Screenwriting : Collaboration... by Ryan Mogensen

Ryan Mogensen

Collaboration...

So I have personally collaborated several projects over these last couple of years since I started writing and continuing to do so with the focus of tapping into the transmedia scene so of course the more the merrier. Now, obviously there are concerns with writers worried about content rights, creative rights and all the other things associated with,” if the partnership goes sideways”. These are valid concerns and things that exist to put into place to protect all that are involved. However outside of not generally writing with anyone else just because you are a,”lone wolf” or ,”one person show”. What would be the reason(s) you would avoid collaborating with industry professionals encouraging people to collaborate? Have you collaborated in the past and how have the results varied for you compared to your individual projects. If you have never collaborated but desired to what has kept you from doing so? Has it been fear, pride, life not giving you the time to involve others? I’m curious to hear from the Community. I’ve personally enjoyed it but I’ve also developed real friendships with these couple of people and we have learned from one another and openly share our strengths/weaknesses with one another.

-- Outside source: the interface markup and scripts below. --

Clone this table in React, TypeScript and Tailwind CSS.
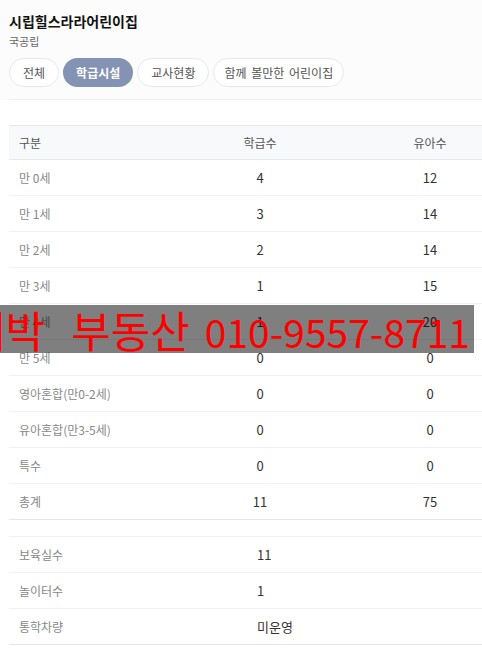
import React from "react";

const font = { fontFamily: '"Noto Sans CJK KR", "Noto Sans", sans-serif' };

const rows: [string, string, string][] = [
  ["만 0세", "4", "12"],
  ["만 1세", "3", "14"],
  ["만 2세", "2", "14"],
  ["만 3세", "1", "15"],
  ["만 4세", "1", "20"],
  ["만 5세", "0", "0"],
  ["영아혼합(만0-2세)", "0", "0"],
  ["유아혼합(만3-5세)", "0", "0"],
  ["특수", "0", "0"],
  ["총계", "11", "75"],
];

const extra: [string, string][] = [
  ["보육실수", "11"],
  ["놀이터수", "1"],
  ["통학차량", "미운영"],
];

export default function App() {
  return (
    <div className="relative w-[482px] min-h-[660px] overflow-hidden bg-white" style={font}>
      <div className="bg-[#fcfcfc] pl-[9px] pt-[11px]">
        <div className="text-[14px] leading-[20px] font-bold text-[#111]">시립힐스라라어린이집</div>
        <div className="mt-[2px] text-[11px] leading-[16px] text-[#666]">국공립</div>
        <div className="mt-[9px] flex gap-1">
          <div className="flex h-[29px] items-center rounded-full border border-[#e6e8ee] bg-white px-[13px] text-[12px] text-[#555]">전체</div>
          <div className="flex h-[29px] items-center rounded-full bg-[#8493b4] px-[13px] text-[12px] font-bold text-white">학급시설</div>
          <div className="flex h-[29px] items-center rounded-full border border-[#e6e8ee] bg-white px-[13px] text-[12px] text-[#555]">교사현황</div>
          <div className="flex h-[29px] items-center rounded-full border border-[#e6e8ee] bg-white px-[10px] text-[12px] text-[#555] [word-spacing:2px]">함께 볼만한 어린이집</div>
        </div>
        <div className="mt-[12px] h-px bg-[#f0f0f2]" />
      </div>
      <div className="pl-[9px] pt-[25px]">
        <div className="w-[506px]">
          <div className="grid h-[35px] grid-cols-[166px_170px_170px] items-center border-y border-[#e8e8e8] bg-[#f8f9fb] text-[12px] text-[#555]">
            <div className="pl-[10px]">구분</div>
            <div className="text-center">학급수</div>
            <div className="text-center">유아수</div>
          </div>
          {rows.map((r, i) => (
            <div
              key={r[0]}
              className={`grid h-[36px] grid-cols-[166px_170px_170px] items-center border-b ${i === rows.length - 1 ? "border-[#e6e6e6]" : "border-[#f1f1f1]"}`}
            >
              <div className="pl-[10px] text-[12px] text-[#888]">{r[0]}</div>
              <div className="text-center text-[13px] text-[#333]">{r[1]}</div>
              <div className="text-center text-[13px] text-[#333]">{r[2]}</div>
            </div>
          ))}
          <div className="mt-[16px] border-t border-[#f1f1f1]">
            {extra.map((r, i) => (
              <div
                key={r[0]}
                className={`grid h-[36px] grid-cols-[248px_1fr] items-center border-b ${i === extra.length - 1 ? "border-[#e6e6e6]" : "border-[#f1f1f1]"}`}
              >
                <div className="pl-[10px] text-[12px] text-[#888]">{r[0]}</div>
                <div className="text-[13px] text-[#333]">{r[1]}</div>
              </div>
            ))}
          </div>
        </div>
      </div>
      <div className="absolute left-[-34px] top-[305px] flex h-[48px] items-baseline whitespace-nowrap bg-black/50 pr-[4px] leading-[48px] text-[#ff0000]">
        <span className="text-[43px]">대박</span>
        <span className="ml-[26px] text-[43px]">부동산</span>
        <span className="ml-[15px] text-[39px]">010-9557-8711</span>
      </div>
    </div>
  );
}
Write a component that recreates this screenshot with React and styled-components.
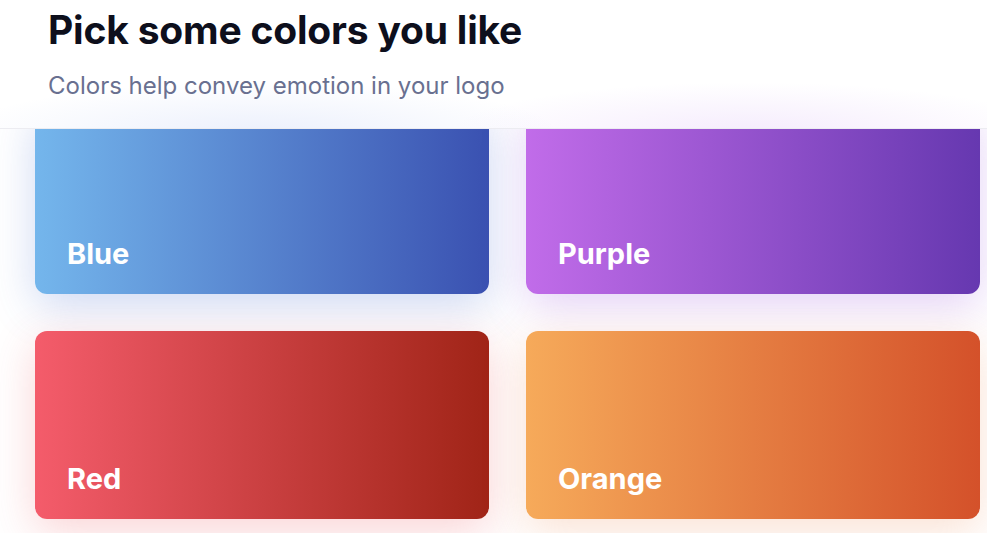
import React, { useEffect, useRef } from 'react';
import styled, { createGlobalStyle } from 'styled-components';

const GlobalStyle = createGlobalStyle`
  html, body {
    margin: 0;
    padding: 0;
    background: #ffffff;
    font-family: Inter, "Liberation Sans", sans-serif;
  }
`;

const colors = [
  { name: 'Blue', from: '#74b6ec', to: '#3a51b1', glow: 'rgba(70, 110, 210, 0.26)' },
  { name: 'Purple', from: '#c16ce9', to: '#6638b0', glow: 'rgba(150, 80, 220, 0.26)' },
  { name: 'Red', from: '#f45c6b', to: '#a02417', glow: 'rgba(235, 70, 80, 0.24)' },
  { name: 'Orange', from: '#f6aa5a', to: '#d4512a', glow: 'rgba(235, 130, 70, 0.24)' },
];

export default function App() {
  const scrollRef = useRef(null);

  useEffect(() => {
    if (scrollRef.current) scrollRef.current.scrollTop = 60;
  }, []);

  return (
    <>
      <GlobalStyle />
      <Page ref={scrollRef}>
        <Header>
          <Title>Pick some colors you like</Title>
          <Subtitle>Colors help convey emotion in your logo</Subtitle>
        </Header>
        <Grid>
          {colors.map((c) => (
            <Card key={c.name} $from={c.from} $to={c.to} $glow={c.glow}>
              <Label>{c.name}</Label>
            </Card>
          ))}
        </Grid>
      </Page>
    </>
  );
}

const Page = styled.div`
  height: 533px;
  overflow-y: auto;
  scrollbar-width: none;
  &::-webkit-scrollbar {
    display: none;
  }
`;

const Header = styled.header`
  position: sticky;
  top: 0;
  z-index: 2;
  height: 128px;
  box-sizing: content-box;
  padding: 0 48px;
  background:
    radial-gradient(ellipse 300px 50px at 260px 132px, rgba(120, 150, 235, 0.14), transparent),
    radial-gradient(ellipse 300px 50px at 750px 132px, rgba(185, 120, 240, 0.14), transparent),
    #ffffff;
  border-bottom: 1px solid #ececf1;
`;

const Title = styled.h1`
  margin: 0;
  padding-top: 5px;
  font-size: 39px;
  line-height: 50px;
  font-weight: 700;
  letter-spacing: -0.2px;
  color: #0d0f1c;
`;

const Subtitle = styled.p`
  margin: 15px 0 0;
  font-size: 24px;
  line-height: 32px;
  font-weight: 400;
  color: #697090;
`;

const Grid = styled.div`
  display: grid;
  grid-template-columns: 454px 454px;
  gap: 37px;
  padding: 37px 0 80px 35px;
`;

const Card = styled.div`
  height: 188px;
  border-radius: 12px;
  background: linear-gradient(90deg, ${(p) => p.$from}, ${(p) => p.$to});
  box-shadow: 0 12px 44px ${(p) => p.$glow};
  display: flex;
  align-items: flex-end;
  padding: 0 32px 20px;
  box-sizing: border-box;
`;

const Label = styled.span`
  font-size: 29px;
  line-height: 40px;
  font-weight: 700;
  color: #ffffff;
`;
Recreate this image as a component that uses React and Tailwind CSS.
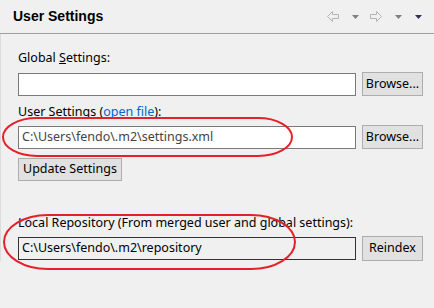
import React from 'react';

const font = { fontFamily: '"Noto Sans", "Liberation Sans", sans-serif' };

const Btn = ({ children, className = '' }) => (
  <button
    type="button"
    className={`h-[24px] w-[61px] shrink-0 border border-[#adadad] bg-[#e1e1e1] text-[12.5px] leading-none text-black ${className}`}
  >
    {children}
  </button>
);

const NavArrow = ({ dir }) => (
  <svg width="12" height="11" viewBox="0 0 12 11" className="block">
    {dir === 'left' ? (
      <path d="M0.5 5.5 L5.5 0.5 L5.5 3.5 L11.5 3.5 L11.5 7.5 L5.5 7.5 L5.5 10.5 Z" fill="none" stroke="#b4b4b4" strokeWidth="1" />
    ) : (
      <path d="M11.5 5.5 L6.5 0.5 L6.5 3.5 L0.5 3.5 L0.5 7.5 L6.5 7.5 L6.5 10.5 Z" fill="none" stroke="#b4b4b4" strokeWidth="1" />
    )}
  </svg>
);

const Caret = ({ color = '#808080' }) => (
  <svg width="7" height="4" viewBox="0 0 7 4" className="block">
    <path d="M0 0 L7 0 L3.5 4 Z" fill={color} />
  </svg>
);

export default function App() {
  return (
    <div className="relative h-[308px] w-[434px] overflow-hidden bg-[#f0f0f0]" style={font}>
      <div className="flex h-[34px] items-center justify-between border-b border-[#a0a0a0] pl-[13px] pr-[12px]">
        <span className="text-[14px] font-bold text-black" style={{ fontFamily: '"Liberation Sans", sans-serif' }}>
          User Settings
        </span>
        <div className="flex items-center">
          <NavArrow dir="left" />
          <span className="ml-[13px]"><Caret /></span>
          <span className="ml-[11px]"><NavArrow dir="right" /></span>
          <span className="ml-[13px]"><Caret /></span>
          <span className="ml-[13px]"><Caret color="#3b2a5c" /></span>
        </div>
      </div>

      <div className="border-l border-[#dcdcdc] pl-[17px] pr-[11px] pt-[15px] text-[12.5px] text-black">
        <div className="h-[17px] leading-[17px]">
          Global <span className="underline">S</span>ettings:
        </div>
        <div className="mt-[6px] flex items-center gap-[6px]">
          <div className="h-[23px] flex-1 border border-[#7a7a7a] bg-white" />
          <Btn>Browse...</Btn>
        </div>

        <div className="mt-[7px] h-[17px] leading-[17px]">
          User Settings (<span className="text-[#0066cc]">open file</span>):
        </div>
        <div className="mt-[5px] flex items-center gap-[6px]">
          <div className="flex h-[23px] flex-1 items-center border border-[#7a7a7a] bg-white pl-[3px] text-[#444]">
            C:\Users\fendo\.m2\settings.xml
          </div>
          <Btn>Browse...</Btn>
        </div>

        <button
          type="button"
          className="mt-[9px] h-[23px] border border-[#adadad] bg-[#e1e1e1] px-[4px] text-[12.5px] leading-none text-black"
        >
          Update Settings
        </button>

        <div className="mt-[33px] h-[17px] leading-[17px]">
          Local Repository (From merged user and global settings):
        </div>
        <div className="mt-[5px] flex items-center gap-[6px]">
          <div className="flex h-[23px] flex-1 items-center border border-[#333] bg-[#f0f0f0] pl-[3px] text-black">
            C:\Users\fendo\.m2\repository
          </div>
          <Btn className="h-[25px]">Reindex</Btn>
        </div>
      </div>

      <svg className="pointer-events-none absolute left-0 top-0" width="434" height="308" viewBox="0 0 434 308">
        <rect x="3" y="118" width="289" height="38" rx="34" ry="19" fill="none" stroke="#e5202b" strokeWidth="2" />
        <rect x="4" y="215" width="291" height="54" rx="44" ry="27" fill="none" stroke="#e5202b" strokeWidth="2" />
      </svg>
    </div>
  );
}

How does Collaborated work make you feel? Let’s here it Stage32!

Craig D Griffiths

I collaborate with people that don’t have my skill set. I work with people that can put holes, not duplicate the issues I already have. Sounds vague I know.

Ryan Mogensen

Yes, obviously you want to see where you are creatively and if you can mesh. One way that we work out the process before we even start with the story itself is an A to Z which I know is basic and I’m not sure how many people use this method still but it always helps us to figure out how we want to see this plot to go. We can workout the beginning/ending and a reference and guide for the in between. Obviously it helps as an individual writer but if we can’t get this right together then we’re going to struggle when we put pen to paper and begin actual writing. For example we typically know through discussion if all three of us will work on a project outside of our individual projects through a discussion and it’s solidified once we start with the A to Z if that makes sense. It requires plenty of discussion prior to actual writing and the communication between us has been great so far. It’s foundational like an relationship.

A.j. Lombardi

I agree!

Dan MaxXx

filmmaking is collaboration.

If you want to be lone wolf writer, then write books. And that field, pro authors/novelists work with editors.

The endgame is a finished movie or tv show. It's not the pages.

Amir Olin

100% Ryan! That's why I'd joined this platform. The only thing that makes it a bit difficult, in my case, is the time difference.

Chad Ayinde

Similar to Nick, when you're carrying the lion's share of the work because the other person might not be great at dealing with adversity, it becomes a real problem for the project. I work in comics and often stumble across this with excited artists that are mega motivated to start a project but realize less than 50% in that they've lost their spark. It can be based on a bad day at work, relationship drama or any semblance of challenge but some shut down when the going gets even remotely uncomfortable. That is what makes it the largest challenge to me; I know if I just handle it there will be no major setbacks but anytime I'm reliant on someone else, I end up subscribing to excuses because they have issues going on I might not have been aware of.

Dan Guardino

Gary. The end game for a screenwriter is when they finish telling the story. That is all the screenwriter is responsible for. They don't have to collaborate with anyone if they don't want to.

Dan Guardino

Nick. If their name is on all four screenplays so is yours. If one of the screenplays sell you still get half the money which is better than not getting anything which is the way it stands now. Half a pie is better than on pie.

Dan MaxXx

Dan, lots of screenwriters do one-step assignments, as well as pass on the project to multiple writers after. As a person who’s been replaced/fired multiple times, when bosses say “we've decided to go another direction”, you wish them good luck and pray selfishly the next writer gets the project to physical production, so the remaining writing fee$$ is paid in full.

Ryan Mogensen

I’m going to be honest I hate seeing you guys have had such bad experiences this far. I write independently but work well with the current crew. But we’ve been clear on goals and match drive and vision and compromise only on angle of approach with that vision. I know how strong my voice is independently but I’ve also seen how strong it is collaborating with someone who matches my creativity and drive. I seems like the common denominator in previous failures is that the partners taken on were unequally yoked in a manner of speaking. I’m sure it’s left an undesirable taste in ones mouth. I also say regardless of one’s experience and opinion networking and collaboration is necessary. Make sure you are working with those you know first and foremost and establish an actual working relationship/friendship if you have established a real relationship up front hopefully you will never be in a undesirable situation as a creative. There’s no guarantees with us speaking on living in the real world but hopefully you won’t.

Dan Guardino

Dan M. You are right but a screenwriter has a choice unless the contract states otherwise. My contracts state I have first option to do the first or the first two rewrites.

Doug Nelson

Over the years I've been hired, fired and rehired by the same production company, often on the same project, multiple times. I just assumed that was normal.